Elle est pas bonne mon idée ?
- Ahah tu rigoles, Antoine a déjà des vues pour s’acheter avec un kibboutz clé en mains ou un riad avec harem incorporé !
- Ben oui, ma pauvre fille, tu ne crois quand même pas que l’édition fonctionne aux bons sentiments non ? Merde ! t’es conne ma pauvre… tu ne serais pas juive ?
Non, je ne le suis pas. Mais j’ai des amis juifs. Et arabes. Et noirs. J’ai même un ami inuit et un autre martien. Ça vous va ?

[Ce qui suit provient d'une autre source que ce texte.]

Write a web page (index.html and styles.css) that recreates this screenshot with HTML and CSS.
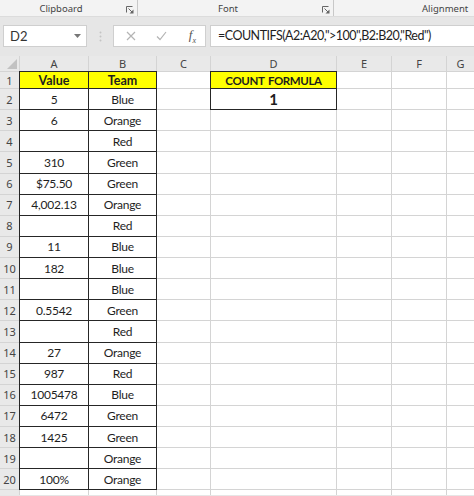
FILE: index.html
```
<!DOCTYPE html>
<html lang="en">

<head>
    <meta charset="UTF-8">
    <meta name="viewport" content="width=device-width, initial-scale=1.0">
    <title>COUNTIFS Example</title>
    <link rel="stylesheet" href="styles.css">
</head>

<body>
    <div class="ribbon">
        <div class="group group-clipboard">
            <span class="group-label">Clipboard</span>
            <svg class="launcher" width="8" height="8" viewBox="0 0 8 8">
                <path d="M0.5 6.5V0.5H6.5" fill="none" stroke="#666" stroke-width="1" />
                <path d="M2.5 2.5L6 6" stroke="#666" stroke-width="1" />
                <path d="M7.5 3.5V7.5H3.5Z" fill="#666" />
            </svg>
        </div>
        <div class="group group-font">
            <span class="group-label">Font</span>
            <svg class="launcher" width="8" height="8" viewBox="0 0 8 8">
                <path d="M0.5 6.5V0.5H6.5" fill="none" stroke="#666" stroke-width="1" />
                <path d="M2.5 2.5L6 6" stroke="#666" stroke-width="1" />
                <path d="M7.5 3.5V7.5H3.5Z" fill="#666" />
            </svg>
        </div>
        <div class="group group-alignment">
            <span class="group-label">Alignment</span>
        </div>
    </div>

    <div class="formula-bar">
        <div class="name-box">
            <span>D2</span>
            <svg class="caret" width="7" height="4" viewBox="0 0 7 4">
                <path d="M0 0H7L3.5 4Z" fill="#777" />
            </svg>
        </div>
        <div class="grip">
            <svg width="3" height="11" viewBox="0 0 3 11">
                <circle cx="1.5" cy="1.5" r="1" fill="#c4c4c4" />
                <circle cx="1.5" cy="5.5" r="1" fill="#c4c4c4" />
                <circle cx="1.5" cy="9.5" r="1" fill="#c4c4c4" />
            </svg>
        </div>
        <div class="fx-buttons">
            <svg class="btn-icon" width="10" height="10" viewBox="0 0 10 10">
                <path d="M1 1L9 9M9 1L1 9" stroke="#b4b4b4" stroke-width="1.2" />
            </svg>
            <svg class="btn-icon" width="11" height="10" viewBox="0 0 11 10">
                <path d="M1 5.5L4 8.5L10 1" fill="none" stroke="#b4b4b4" stroke-width="1.2" />
            </svg>
            <span class="fx"><i>f</i><sub>x</sub></span>
        </div>
        <div class="formula">=COUNTIFS(A2:A20,"&gt;100",B2:B20,"Red")</div>
    </div>

    <div class="sheet" id="sheet"></div>

    <script>
        const rows = [
            ['Value', 'Team', '', 'COUNT FORMULA'],
            ['5', 'Blue', '', '1'],
            ['6', 'Orange'],
            ['', 'Red'],
            ['310', 'Green'],
            ['$75.50', 'Green'],
            ['4,002.13', 'Orange'],
            ['', 'Red'],
            ['11', 'Blue'],
            ['182', 'Blue'],
            ['', 'Blue'],
            ['0.5542', 'Green'],
            ['', 'Red'],
            ['27', 'Orange'],
            ['987', 'Red'],
            ['1005478', 'Blue'],
            ['6472', 'Green'],
            ['1425', 'Green'],
            ['', 'Orange'],
            ['100%', 'Orange'],
            []
        ];
        const columns = ['A', 'B', 'C', 'D', 'E', 'F', 'G'];

        let html = '<div class="corner"><span class="corner-mark"></span></div>';
        columns.forEach(col => {
            html += '<div class="col-head">' + col + '</div>';
        });

        rows.forEach((row, r) => {
            html += '<div class="row-head">' + (r < 20 ? r + 1 : '') + '</div>';
            columns.forEach((col, c) => {
                let value = row[c] || '';
                let cls = 'cell';
                if ((c < 2 && r < 20) || (c == 3 && r < 2)) cls += ' boxed';
                if (r == 0 && value != '') cls += ' title';
                if (r == 0 && c == 3) cls += ' title-wide';
                if (r == 1 && c == 3) cls += ' result';
                html += '<div class="' + cls + '">' + value + '</div>';
            });
        });

        document.getElementById('sheet').innerHTML = html;
    </script>
</body>

</html>
```

FILE: styles.css
```
body {
    margin: 0;
    width: 474px;
    height: 496px;
    overflow: hidden;
    background-color: #e6e6e6;
    font-family: Lato, "Liberation Sans", sans-serif;
    color: #1e1e1e;
}

/* ribbon group labels */
.ribbon {
    display: flex;
    height: 16px;
    background-color: #f3f3f3;
    border-bottom: 1px solid #dcdcdc;
    font-family: "Noto Sans", sans-serif;
    font-size: 9.5px;
    color: #444;
}

.group {
    display: flex;
    align-items: center;
    border-right: 1px solid #c8c8c8;
}

.group-clipboard {
    width: 137px;
}

.group-font {
    width: 195px;
}

.group-alignment {
    flex: 1;
    border-right: 0px;
    padding-left: 88px;
}

.group-clipboard .group-label,
.group-font .group-label {
    flex: 1;
    text-align: center;
}

.launcher {
    margin: 4px 3px 0px 4px;
}

/* name box + formula */
.formula-bar {
    display: flex;
    align-items: flex-start;
    height: 39px;
    padding: 8px 0px 0px 3px;
    box-sizing: border-box;
}

.name-box {
    display: flex;
    align-items: center;
    width: 84px;
    height: 22px;
    padding: 0px 5px 0px 6px;
    box-sizing: border-box;
    background-color: #fff;
    border: 1px solid #cfcfcf;
    font-size: 13px;
    color: #333;
}

.caret {
    margin-left: auto;
}

.grip {
    display: flex;
    align-items: center;
    justify-content: center;
    width: 26px;
    height: 22px;
}

.fx-buttons {
    display: flex;
    align-items: center;
    width: 93px;
    height: 22px;
    padding: 0px 9px 0px 12px;
    box-sizing: border-box;
    background-color: #fff;
    border: 1px solid #cfcfcf;
    gap: 20px;
}

.fx {
    margin-left: auto;
    font-family: "Liberation Serif", serif;
    font-size: 13px;
    color: #555;
}

.fx sub {
    font-size: 8px;
    font-style: italic;
}

.formula {
    flex: 1;
    height: 22px;
    margin-left: 4px;
    padding-left: 7px;
    box-sizing: border-box;
    background-color: #fff;
    border: 1px solid #cfcfcf;
    border-right: 0px;
    font-size: 12.5px;
    letter-spacing: -0.5px;
    line-height: 20px;
    white-space: nowrap;
}

/* worksheet grid */
.sheet {
    display: grid;
    grid-template-columns: 19px 68px 67px 53px 125px 54px 54px 1fr;
    grid-template-rows: 15px 16px repeat(19, 20.13px) 5px;
    gap: 1px;
    background-color: #d4d4d4;
    font-size: 12px;
    letter-spacing: -0.25px;
}

.corner,
.col-head,
.row-head {
    display: flex;
    align-items: center;
    justify-content: center;
    background-color: #e9e9e9;
    font-family: "Noto Sans", sans-serif;
    font-size: 11px;
    letter-spacing: 0px;
    color: #444;
}

.corner {
    position: relative;
}

.corner-mark {
    position: absolute;
    right: 2px;
    bottom: 2px;
    width: 0px;
    height: 0px;
    border-left: 10px solid transparent;
    border-bottom: 10px solid #c2c2c2;
}

.cell {
    display: flex;
    align-items: center;
    justify-content: center;
    background-color: #fff;
    white-space: nowrap;
}

.boxed {
    box-shadow: 0px 0px 0px 1px #262626;
}

.title {
    background-color: #ffff00;
    font-size: 12.5px;
    font-weight: bold;
    letter-spacing: 0px;
}

.title-wide {
    font-size: 11.5px;
    letter-spacing: -0.4px;
    word-spacing: 1.5px;
}

.result {
    font-size: 15px;
    font-weight: bold;
}
```
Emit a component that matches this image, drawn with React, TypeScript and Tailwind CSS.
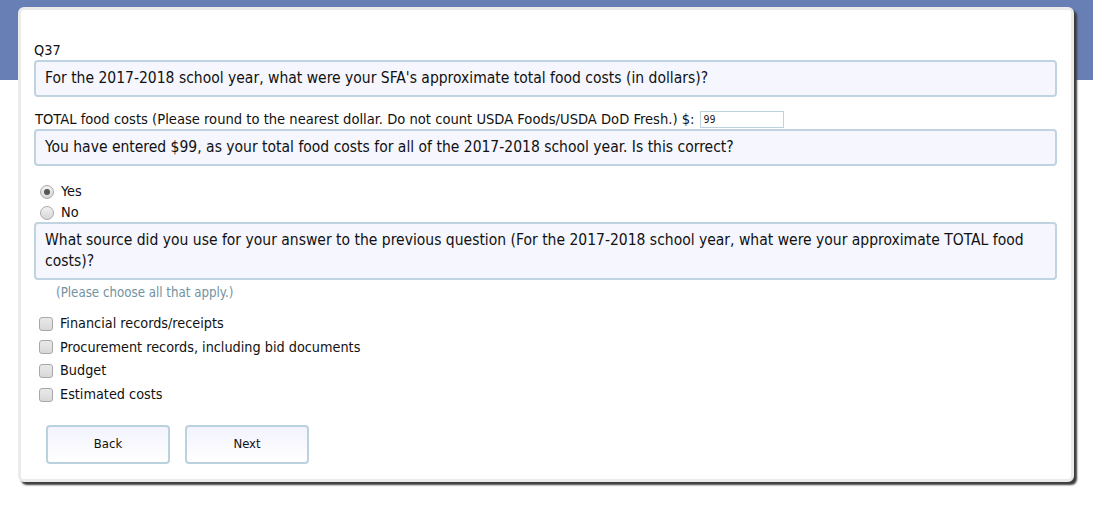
const font = "font-['DejaVu_Sans_Condensed','DejaVu_Sans',sans-serif]";

const sources = [
  "Financial records/receipts",
  "Procurement records, including bid documents",
  "Budget",
  "Estimated costs",
];

function Radio({ checked, label }: { checked?: boolean; label: string }) {
  return (
    <label className="flex h-[21px] items-center gap-[7px] pl-[40px] text-[14.4px] text-[#111]">
      <span className="grid h-[14px] w-[14px] place-items-center rounded-full border border-[#a9a9a9] bg-[linear-gradient(#f2f2f2,#d6d6d6)]">
        {checked && <span className="h-[6px] w-[6px] rounded-full bg-[#555]" />}
      </span>
      {label}
    </label>
  );
}

function Prompt({ children }: { children: React.ReactNode }) {
  return (
    <div className="rounded-[4px] border-2 border-[#bfd4e0] bg-[#f5f6fe] px-[9px] py-[6px] text-[15.5px] leading-[21px] text-[#111]">
      {children}
    </div>
  );
}

export default function App() {
  return (
    <div className={`${font} min-h-[513px] bg-[linear-gradient(#687fb6_0,#687fb6_80px,#fff_80px)] pt-[7px]`}>
      <div className="ml-[18px] h-[475px] w-[1056px] rounded-[6px] border-[3px] border-[#ebebeb] bg-white pl-[13px] pr-[14px] pt-[30px] shadow-[3px_3px_2px_#3c3c3c]">
        <p className="text-[14.4px] leading-[20px] text-[#111]">Q37</p>
        <Prompt>
          For the 2017-2018 school year, what were your SFA's approximate total food costs (in dollars)?
        </Prompt>

        <div className="mt-[12px] flex items-center text-[14.6px] leading-[20px] text-[#111]">
          <span className="pl-[1px]">
            TOTAL food costs (Please round to the nearest dollar. Do not count USDA Foods/USDA DoD Fresh.) $:
          </span>
          <span className="ml-[6px] h-[17px] w-[84px] border border-[#bcd3de] px-[2px] font-['DejaVu_Sans_Mono',monospace] text-[10px] leading-[15px] text-[#222]">
            99
          </span>
        </div>
        <Prompt>
          You have entered $99, as your total food costs for all of the 2017-2018 school year. Is this correct?
        </Prompt>

        <div className="mt-[15px] -ml-[34px]">
          <Radio checked label="Yes" />
          <Radio label="No" />
        </div>

        <div className="-mt-[1px]">
          <Prompt>
            What source did you use for your answer to the previous question (For the 2017-2018 school year, what were your
            approximate TOTAL food costs)?
          </Prompt>
        </div>

        <p className="mt-[5px] pl-[22px] text-[13.2px] leading-[16px] text-[#7391a0]">(Please choose all that apply.)</p>

        <ul className="mt-[11px] -ml-[34px]">
          {sources.map((s) => (
            <li key={s} className="flex h-[23.67px] items-center gap-[7px] pl-[39px] text-[14.3px] text-[#111]">
              <span className="h-[14px] w-[14px] rounded-[3px] border border-[#a8a8a8] bg-[linear-gradient(#e9e9e9,#d8d8d8)]" />
              {s}
            </li>
          ))}
        </ul>

        <div className="mt-[18px] flex gap-[15px] pl-[12px]">
          {["Back", "Next"].map((b) => (
            <button
              key={b}
              className="h-[39px] w-[124px] rounded-[4px] border-2 border-[#bad2de] bg-[linear-gradient(#f2f3fd,#fff)] text-[13px] text-[#111]"
            >
              {b}
            </button>
          ))}
        </div>
      </div>
    </div>
  );
}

Je vous laisse méditer à tout cela, ma chère Joëlle, vous qui avez connu l’Enfer des bibliothèques. Ce lieu où l’on enferme des livres empruntables que sur ordonnance de son médecin…. car la solution, cela pourrait être cela. Ré-éditer ces écrits, mais à tirage limité et accessible que dans certains lieux de consultation.
Après, c’est sûr que cela rapportera beaucoup moins… à la veuve de 105 ans comme à l’Antoine (Adieu kibboutz, adieu riad).
Dès fois je me dis que c’est moi qui devrais être ministre de la culture et pas Françoise, qui perd en plus de vue les ventes de sa maison d’édition qui, hélas, ne se compte aucun auteur antisémite, de renom du moins.
Ma citation du jour : Injure à caractère raciale bien tournée, injure à moitié pardonnée. Elle est de moi, et je vous l’offre, c’est gratuit.